Environment Ministry threatensto slap fines on beach polluters

As the Environmental Protection Ministry launched a new campaign on Sunday to clean up the country's beaches, a Jerusalem Post reader from Amsterdam wrote in he was disgusted by the dirty beaches in Tel Aviv. Robert Heilbron, 61, said that while walking on Tel Aviv's Hilton Beach on his last day in the country - June 14 - he stood on a bent, dirty syringe, which had pierced the sole of his sandal.
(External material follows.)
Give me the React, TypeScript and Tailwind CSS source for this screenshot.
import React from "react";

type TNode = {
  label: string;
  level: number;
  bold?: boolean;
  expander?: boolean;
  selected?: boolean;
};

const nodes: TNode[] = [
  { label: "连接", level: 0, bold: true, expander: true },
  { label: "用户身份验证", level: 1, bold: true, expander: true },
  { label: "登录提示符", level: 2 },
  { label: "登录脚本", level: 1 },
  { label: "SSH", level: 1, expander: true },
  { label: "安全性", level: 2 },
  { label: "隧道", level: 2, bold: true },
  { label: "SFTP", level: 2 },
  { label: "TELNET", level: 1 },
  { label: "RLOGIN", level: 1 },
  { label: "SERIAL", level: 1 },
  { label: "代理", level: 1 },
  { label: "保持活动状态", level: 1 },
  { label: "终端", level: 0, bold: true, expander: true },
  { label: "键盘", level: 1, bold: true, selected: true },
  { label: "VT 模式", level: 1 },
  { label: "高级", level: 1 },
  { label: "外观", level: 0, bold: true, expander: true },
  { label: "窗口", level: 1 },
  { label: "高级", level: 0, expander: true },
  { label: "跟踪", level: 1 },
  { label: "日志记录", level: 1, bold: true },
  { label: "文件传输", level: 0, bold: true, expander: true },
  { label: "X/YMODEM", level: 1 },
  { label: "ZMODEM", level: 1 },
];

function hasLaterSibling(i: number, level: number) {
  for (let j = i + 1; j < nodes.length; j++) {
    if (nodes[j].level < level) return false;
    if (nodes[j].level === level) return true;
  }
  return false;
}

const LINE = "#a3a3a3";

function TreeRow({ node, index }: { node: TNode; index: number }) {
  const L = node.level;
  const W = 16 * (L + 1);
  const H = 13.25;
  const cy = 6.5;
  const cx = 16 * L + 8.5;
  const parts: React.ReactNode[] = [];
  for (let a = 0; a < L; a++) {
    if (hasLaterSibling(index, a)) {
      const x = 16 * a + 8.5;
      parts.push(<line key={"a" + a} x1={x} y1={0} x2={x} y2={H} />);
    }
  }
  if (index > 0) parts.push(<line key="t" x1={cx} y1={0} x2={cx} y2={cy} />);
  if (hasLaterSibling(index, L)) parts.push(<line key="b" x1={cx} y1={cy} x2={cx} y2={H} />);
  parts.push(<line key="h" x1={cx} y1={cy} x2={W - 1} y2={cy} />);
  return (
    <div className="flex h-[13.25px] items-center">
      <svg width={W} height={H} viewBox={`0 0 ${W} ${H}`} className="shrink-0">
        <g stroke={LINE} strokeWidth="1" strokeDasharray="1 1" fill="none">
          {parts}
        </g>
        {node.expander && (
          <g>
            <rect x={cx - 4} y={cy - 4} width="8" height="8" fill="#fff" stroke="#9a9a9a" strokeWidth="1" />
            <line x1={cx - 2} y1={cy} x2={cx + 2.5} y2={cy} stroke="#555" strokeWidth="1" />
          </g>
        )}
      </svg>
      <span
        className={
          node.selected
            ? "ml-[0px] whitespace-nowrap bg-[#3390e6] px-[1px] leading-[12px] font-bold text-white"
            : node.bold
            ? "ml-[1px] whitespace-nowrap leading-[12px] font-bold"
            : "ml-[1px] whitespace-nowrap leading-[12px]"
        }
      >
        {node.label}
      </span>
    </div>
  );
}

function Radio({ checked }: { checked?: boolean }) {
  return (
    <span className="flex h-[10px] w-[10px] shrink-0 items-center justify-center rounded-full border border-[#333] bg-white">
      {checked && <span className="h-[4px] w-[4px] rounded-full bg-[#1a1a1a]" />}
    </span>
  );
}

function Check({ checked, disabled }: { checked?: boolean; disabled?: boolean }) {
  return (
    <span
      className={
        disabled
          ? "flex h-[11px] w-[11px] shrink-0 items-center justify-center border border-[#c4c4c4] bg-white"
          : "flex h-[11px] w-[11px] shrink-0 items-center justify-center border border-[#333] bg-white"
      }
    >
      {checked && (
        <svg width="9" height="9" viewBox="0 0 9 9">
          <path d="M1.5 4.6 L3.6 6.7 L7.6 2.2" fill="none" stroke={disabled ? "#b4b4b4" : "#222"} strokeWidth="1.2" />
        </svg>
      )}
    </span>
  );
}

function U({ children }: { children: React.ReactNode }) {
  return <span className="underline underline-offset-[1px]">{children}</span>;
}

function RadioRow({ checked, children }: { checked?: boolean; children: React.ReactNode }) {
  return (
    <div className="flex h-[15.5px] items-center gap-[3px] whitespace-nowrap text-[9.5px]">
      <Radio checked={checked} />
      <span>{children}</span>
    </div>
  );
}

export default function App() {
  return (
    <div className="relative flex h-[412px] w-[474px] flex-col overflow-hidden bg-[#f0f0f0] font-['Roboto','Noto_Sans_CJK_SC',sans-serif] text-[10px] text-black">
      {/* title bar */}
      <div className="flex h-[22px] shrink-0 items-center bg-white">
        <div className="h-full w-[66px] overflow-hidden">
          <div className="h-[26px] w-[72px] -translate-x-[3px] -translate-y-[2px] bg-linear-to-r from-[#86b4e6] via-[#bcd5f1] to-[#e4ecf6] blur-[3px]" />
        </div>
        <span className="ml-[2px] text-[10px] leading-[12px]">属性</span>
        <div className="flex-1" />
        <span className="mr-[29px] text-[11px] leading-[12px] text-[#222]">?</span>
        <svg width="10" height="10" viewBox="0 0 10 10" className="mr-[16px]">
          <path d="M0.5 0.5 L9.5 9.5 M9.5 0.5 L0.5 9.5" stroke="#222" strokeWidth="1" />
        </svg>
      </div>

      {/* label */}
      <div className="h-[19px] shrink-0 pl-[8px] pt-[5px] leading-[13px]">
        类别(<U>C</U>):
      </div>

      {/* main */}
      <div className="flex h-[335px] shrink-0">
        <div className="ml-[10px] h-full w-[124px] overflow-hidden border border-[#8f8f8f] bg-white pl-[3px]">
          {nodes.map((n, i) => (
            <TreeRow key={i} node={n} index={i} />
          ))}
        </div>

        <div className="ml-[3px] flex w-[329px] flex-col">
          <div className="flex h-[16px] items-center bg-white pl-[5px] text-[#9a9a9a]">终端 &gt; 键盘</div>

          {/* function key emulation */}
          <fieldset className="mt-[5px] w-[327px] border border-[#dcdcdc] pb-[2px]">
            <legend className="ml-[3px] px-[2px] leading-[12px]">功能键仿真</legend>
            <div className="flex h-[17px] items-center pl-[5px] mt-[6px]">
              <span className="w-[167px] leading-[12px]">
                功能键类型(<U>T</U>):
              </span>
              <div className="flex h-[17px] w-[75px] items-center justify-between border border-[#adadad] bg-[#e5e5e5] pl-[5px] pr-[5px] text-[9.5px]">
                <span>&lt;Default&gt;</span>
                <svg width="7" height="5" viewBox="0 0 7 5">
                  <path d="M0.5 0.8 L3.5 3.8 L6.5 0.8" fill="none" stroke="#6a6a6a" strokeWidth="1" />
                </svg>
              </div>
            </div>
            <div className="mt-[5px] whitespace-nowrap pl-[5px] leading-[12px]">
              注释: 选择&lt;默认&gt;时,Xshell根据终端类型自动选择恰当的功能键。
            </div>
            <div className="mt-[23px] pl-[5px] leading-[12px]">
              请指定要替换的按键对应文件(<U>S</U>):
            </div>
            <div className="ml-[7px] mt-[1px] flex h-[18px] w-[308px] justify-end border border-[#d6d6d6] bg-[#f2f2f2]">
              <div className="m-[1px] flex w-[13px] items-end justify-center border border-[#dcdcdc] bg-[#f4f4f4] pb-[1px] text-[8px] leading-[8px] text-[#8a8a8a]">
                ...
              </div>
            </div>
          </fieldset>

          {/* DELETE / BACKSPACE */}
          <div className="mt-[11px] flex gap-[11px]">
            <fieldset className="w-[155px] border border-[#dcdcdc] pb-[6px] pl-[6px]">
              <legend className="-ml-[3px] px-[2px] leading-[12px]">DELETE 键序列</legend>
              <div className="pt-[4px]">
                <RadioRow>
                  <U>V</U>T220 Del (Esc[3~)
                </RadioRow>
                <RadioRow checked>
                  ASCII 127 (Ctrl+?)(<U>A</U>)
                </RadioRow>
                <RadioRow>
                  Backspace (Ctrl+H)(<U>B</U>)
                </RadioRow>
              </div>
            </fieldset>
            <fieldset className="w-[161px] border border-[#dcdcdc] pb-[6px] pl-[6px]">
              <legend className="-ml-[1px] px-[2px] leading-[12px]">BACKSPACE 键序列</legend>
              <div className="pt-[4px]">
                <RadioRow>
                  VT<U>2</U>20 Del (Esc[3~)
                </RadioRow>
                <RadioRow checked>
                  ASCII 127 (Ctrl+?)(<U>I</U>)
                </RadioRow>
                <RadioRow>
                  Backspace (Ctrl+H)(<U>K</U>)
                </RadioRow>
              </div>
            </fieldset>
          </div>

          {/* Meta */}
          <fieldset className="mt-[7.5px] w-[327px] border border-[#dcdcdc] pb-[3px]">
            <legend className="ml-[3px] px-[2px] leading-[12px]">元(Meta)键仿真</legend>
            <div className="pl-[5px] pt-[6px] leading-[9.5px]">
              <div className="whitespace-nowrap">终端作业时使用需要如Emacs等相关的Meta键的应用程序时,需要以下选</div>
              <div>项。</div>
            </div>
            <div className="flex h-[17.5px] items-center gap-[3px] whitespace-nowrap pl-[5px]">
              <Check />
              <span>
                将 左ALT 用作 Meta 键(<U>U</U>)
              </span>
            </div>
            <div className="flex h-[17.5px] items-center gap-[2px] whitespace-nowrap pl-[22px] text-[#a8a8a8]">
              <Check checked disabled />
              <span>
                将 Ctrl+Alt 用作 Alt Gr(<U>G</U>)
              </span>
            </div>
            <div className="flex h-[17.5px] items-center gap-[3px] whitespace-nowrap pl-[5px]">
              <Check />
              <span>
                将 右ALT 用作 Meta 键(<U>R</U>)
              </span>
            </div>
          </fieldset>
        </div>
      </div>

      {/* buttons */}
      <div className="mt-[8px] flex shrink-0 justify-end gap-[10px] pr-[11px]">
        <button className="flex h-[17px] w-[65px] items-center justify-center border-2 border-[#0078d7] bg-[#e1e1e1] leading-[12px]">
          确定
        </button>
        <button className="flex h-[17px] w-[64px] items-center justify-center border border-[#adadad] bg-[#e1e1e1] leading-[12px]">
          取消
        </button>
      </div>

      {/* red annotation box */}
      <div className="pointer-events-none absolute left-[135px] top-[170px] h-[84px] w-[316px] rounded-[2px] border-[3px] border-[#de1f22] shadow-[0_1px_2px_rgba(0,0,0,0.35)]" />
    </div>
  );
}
Heilbron received first-aid treatment from the beach lifeguard, but upon his return to Amsterdam, he immediately went to visit his doctor over concerns that he had contracted Hepatitis B or HIV. "At the same beach there are many tourists, Israeli children and youngsters playing every day," he wrote. "This incident can happen to anyone as long as the Tel Aviv authorities don't clean the beaches very carefully." Coincidentally, the Environmental Protection Ministry published a survey on Sunday indicating that 10 percent of the country's beaches are "dirty," 30% are "mediocre" and 60% are "clean to very clean." Among the dirty beaches listed by the ministry were the Kiryat Haim Beach in Haifa, the Caesarea Aqueduct Beach, the Sdot Yam Beach, the South Herzliya Beach, Hatzuk Beach in Tel Aviv and the Gan Raveh Beach. Due to these findings, it said, the ministry and the Nature Protection Authority were beginning a large-scale operation to clean the beaches. As part of the operation, inspectors would impose heavy fines on people caught polluting beaches. At the same time, garbage bags would be handed out to beachgoers in the framework of a public relations campaign against dirty beaches.